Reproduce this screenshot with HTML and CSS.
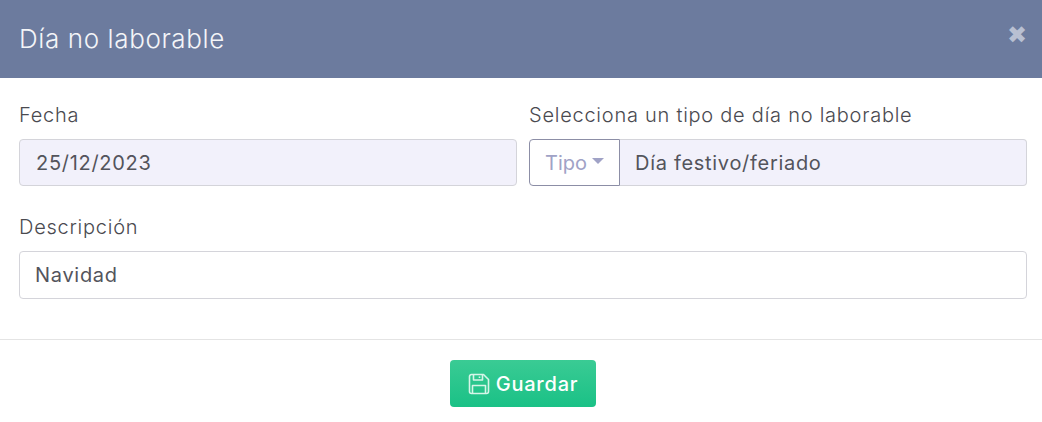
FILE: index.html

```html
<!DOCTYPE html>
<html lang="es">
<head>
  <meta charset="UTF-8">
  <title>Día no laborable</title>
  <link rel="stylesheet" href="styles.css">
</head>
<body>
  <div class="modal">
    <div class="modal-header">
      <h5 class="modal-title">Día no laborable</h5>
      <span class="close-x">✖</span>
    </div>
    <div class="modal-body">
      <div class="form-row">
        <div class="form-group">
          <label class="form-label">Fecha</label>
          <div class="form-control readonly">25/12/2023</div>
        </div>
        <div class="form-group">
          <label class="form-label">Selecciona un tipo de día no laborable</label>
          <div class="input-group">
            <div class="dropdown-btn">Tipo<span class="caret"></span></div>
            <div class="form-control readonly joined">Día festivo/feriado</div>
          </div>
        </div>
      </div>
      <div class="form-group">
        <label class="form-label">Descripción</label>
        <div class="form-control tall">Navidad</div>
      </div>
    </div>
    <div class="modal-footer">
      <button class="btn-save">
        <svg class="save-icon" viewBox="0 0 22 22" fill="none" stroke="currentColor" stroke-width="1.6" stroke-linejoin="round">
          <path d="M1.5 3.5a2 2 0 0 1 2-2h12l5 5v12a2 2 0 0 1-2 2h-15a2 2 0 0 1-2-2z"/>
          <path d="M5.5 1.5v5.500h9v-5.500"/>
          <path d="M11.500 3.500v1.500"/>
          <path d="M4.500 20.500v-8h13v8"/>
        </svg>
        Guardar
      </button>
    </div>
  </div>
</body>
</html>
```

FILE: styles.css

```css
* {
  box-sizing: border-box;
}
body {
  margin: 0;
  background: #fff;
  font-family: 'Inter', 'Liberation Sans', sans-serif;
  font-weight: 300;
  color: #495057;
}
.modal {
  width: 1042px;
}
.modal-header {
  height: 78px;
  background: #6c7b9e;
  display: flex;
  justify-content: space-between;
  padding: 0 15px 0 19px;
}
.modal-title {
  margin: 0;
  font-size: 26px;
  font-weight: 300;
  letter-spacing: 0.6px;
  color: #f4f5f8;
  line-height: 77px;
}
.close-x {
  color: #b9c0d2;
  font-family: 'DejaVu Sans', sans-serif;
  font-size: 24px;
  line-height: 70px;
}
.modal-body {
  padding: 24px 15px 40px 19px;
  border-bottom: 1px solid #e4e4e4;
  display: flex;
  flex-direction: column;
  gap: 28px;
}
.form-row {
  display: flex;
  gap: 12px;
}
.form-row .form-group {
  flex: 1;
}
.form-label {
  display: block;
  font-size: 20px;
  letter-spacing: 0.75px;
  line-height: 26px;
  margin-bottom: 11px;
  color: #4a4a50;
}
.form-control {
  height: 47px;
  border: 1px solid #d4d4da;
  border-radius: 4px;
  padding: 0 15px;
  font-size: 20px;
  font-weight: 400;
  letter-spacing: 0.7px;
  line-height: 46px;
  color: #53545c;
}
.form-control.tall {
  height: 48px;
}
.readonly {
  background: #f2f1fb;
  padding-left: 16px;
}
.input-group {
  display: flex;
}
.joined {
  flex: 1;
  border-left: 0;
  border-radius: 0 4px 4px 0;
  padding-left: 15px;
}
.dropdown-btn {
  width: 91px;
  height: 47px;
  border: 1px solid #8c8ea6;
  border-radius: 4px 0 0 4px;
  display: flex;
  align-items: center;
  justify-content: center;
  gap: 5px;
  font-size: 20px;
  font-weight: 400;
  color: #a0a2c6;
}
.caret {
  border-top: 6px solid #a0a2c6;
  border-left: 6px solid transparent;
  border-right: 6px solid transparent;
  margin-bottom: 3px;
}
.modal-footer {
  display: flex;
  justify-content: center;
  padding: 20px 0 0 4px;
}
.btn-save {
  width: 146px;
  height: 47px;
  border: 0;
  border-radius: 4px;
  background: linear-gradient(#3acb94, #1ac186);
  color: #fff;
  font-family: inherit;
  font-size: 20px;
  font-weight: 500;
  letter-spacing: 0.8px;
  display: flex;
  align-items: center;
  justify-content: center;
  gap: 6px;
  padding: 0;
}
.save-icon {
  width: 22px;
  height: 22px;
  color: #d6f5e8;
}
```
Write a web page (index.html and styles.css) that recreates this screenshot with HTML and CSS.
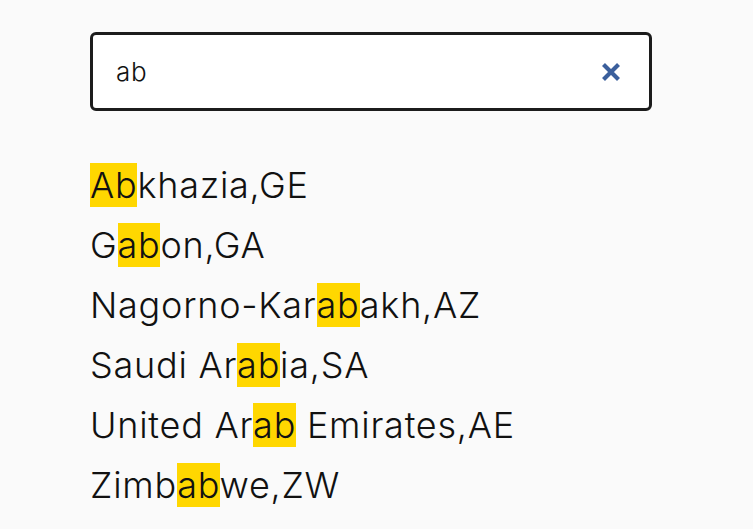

-=-=-

### WHAT IS REQUIRED
Which lines contain "with"? Show each of them.

### EXERCISE SOLUTION
Reproduce this screenshot with HTML and CSS.
Write a web page (index.html and styles.css) that recreates this screenshot with HTML and CSS.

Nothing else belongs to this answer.